I’m reminded about the parable of the sower (Matthew 13:18-23), the seed was sown to all four, but the devil snatched it from the heart of the first, the second received it with great joy, yet it took no root, the third took root but got choked out, nothing more than a foundation, only the fourth seed took root and bore fruit. Three had what appeared to be faith, yet only one remained in the end. So too is a disciple of Christ. He counts the cost, builds upon the foundation with silver and gold, not straw and stubble, and he finishes the race complete in his faith to the day of salvation. Have you counted the cost and renounced everything else? Are you denying yourself in order to be a disciple of Christ’s? Or have you cheapened the grace that Jesus’ blood purchased by deceiving yourself into a second rate salvation and pretending the rest are the ones to whom discipleship belongs? In closing, I want to include a quote by John Stott, from his book Basic Christianity,
“The Christian landscape is strewn with the wreckage of derelict half-built towers. The ruins of those who began to build and were unable to finish. For thousands of people still ignore Christ’s warning and undertake to follow Him without first pausing to reflect on the cost of doing so. The result is the great scandal of Christendom today, so called nominal Christianity. In countries to which Christian civilization has spread, large numbers of people have covered themselves with a decent but thin veneer of Christianity.
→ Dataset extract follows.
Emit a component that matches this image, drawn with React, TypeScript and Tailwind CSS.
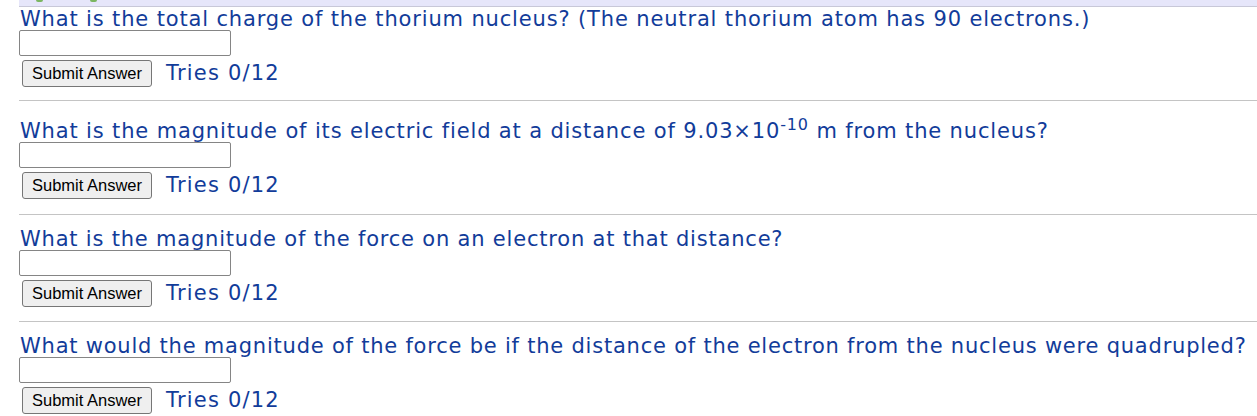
import React from "react";

const textCls =
  "whitespace-nowrap text-[21px] leading-[21px] h-[21px] text-[#123c9a] pl-px";
const fontStyle = "font-['DejaVu_Sans',Verdana,sans-serif]";

function Controls() {
  return (
    <>
      <div className="h-[26px] w-[212px] rounded-[2px] border border-[#858585] bg-white" />
      <div className="mt-[4px] flex h-[27px] items-center gap-[14px] pl-[3px]">
        <div className="flex h-[27px] w-[130px] items-center justify-center rounded-[3px] border border-[#767676] bg-[#efefef] font-['Liberation_Sans',Arial,sans-serif] text-[16.5px] text-black">
          Submit Answer
        </div>
        <span className={`text-[21px] tracking-[1.2px] leading-[27px] text-[#123c9a] ${fontStyle}`}>Tries 0/12</span>
      </div>
    </>
  );
}

function Hr({ mt }: { mt: string }) {
  return <div className={`${mt} h-px w-full bg-[#c4c4c4]`} />;
}

export default function App() {
  return (
    <div className={`w-[1257px] h-[416px] overflow-hidden bg-white ${fontStyle}`}>
      <div className="ml-[19px] flex h-[7px] items-start border-b border-[#c8c8d8] bg-[#e6e6fa]">
        <span className="ml-[17px] h-[2px] w-[7px] rounded-b bg-[#7bb661]" />
        <span className="ml-[47px] h-[2px] w-[7px] rounded-b bg-[#7bb661]" />
      </div>
      <div className="flex flex-col pl-[19px]">
        <div className={`mt-[2px] tracking-[0.85px] ${textCls}`}>
          What is the total charge of the thorium nucleus? (The neutral thorium atom has 90 electrons.)
        </div>
        <Controls />
        <Hr mt="mt-[13px]" />

        <div className={`mt-[14px] box-content pt-[6px] tracking-[0.85px] ${textCls}`}>
          What is the magnitude of its electric field at a distance of 9.03×10
          <span className="relative top-[-8px] text-[16px]">-10</span> m from the nucleus?
        </div>
        <Controls />
        <Hr mt="mt-[15px]" />

        <div className={`mt-[14px] tracking-[0.8px] ${textCls}`}>
          What is the magnitude of the force on an electron at that distance?
        </div>
        <Controls />
        <Hr mt="mt-[14px]" />

        <div className={`mt-[14px] tracking-[0.78px] ${textCls}`}>
          What would the magnitude of the force be if the distance of the electron from the nucleus were quadrupled?
        </div>
        <Controls />
      </div>
    </div>
  );
}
They have allowed themselves to become somewhat involved, enough to be respectable but not enough to be uncomfortable. Their religion is a great soft cushion. It protects them from the hard unpleasantness of life while changing its place and shape to suit their convenience. No wonder the cynics speak of hypocrites in the church and dismiss religion as escapism.”
Matthew 28:19-20 “Go therefore and make disciples of all nations, baptizing them in the name of the Father and of the Son and of the Holy Spirit, teaching them to observe all that I have commanded you. And behold, I am with you always, to the end of the age.”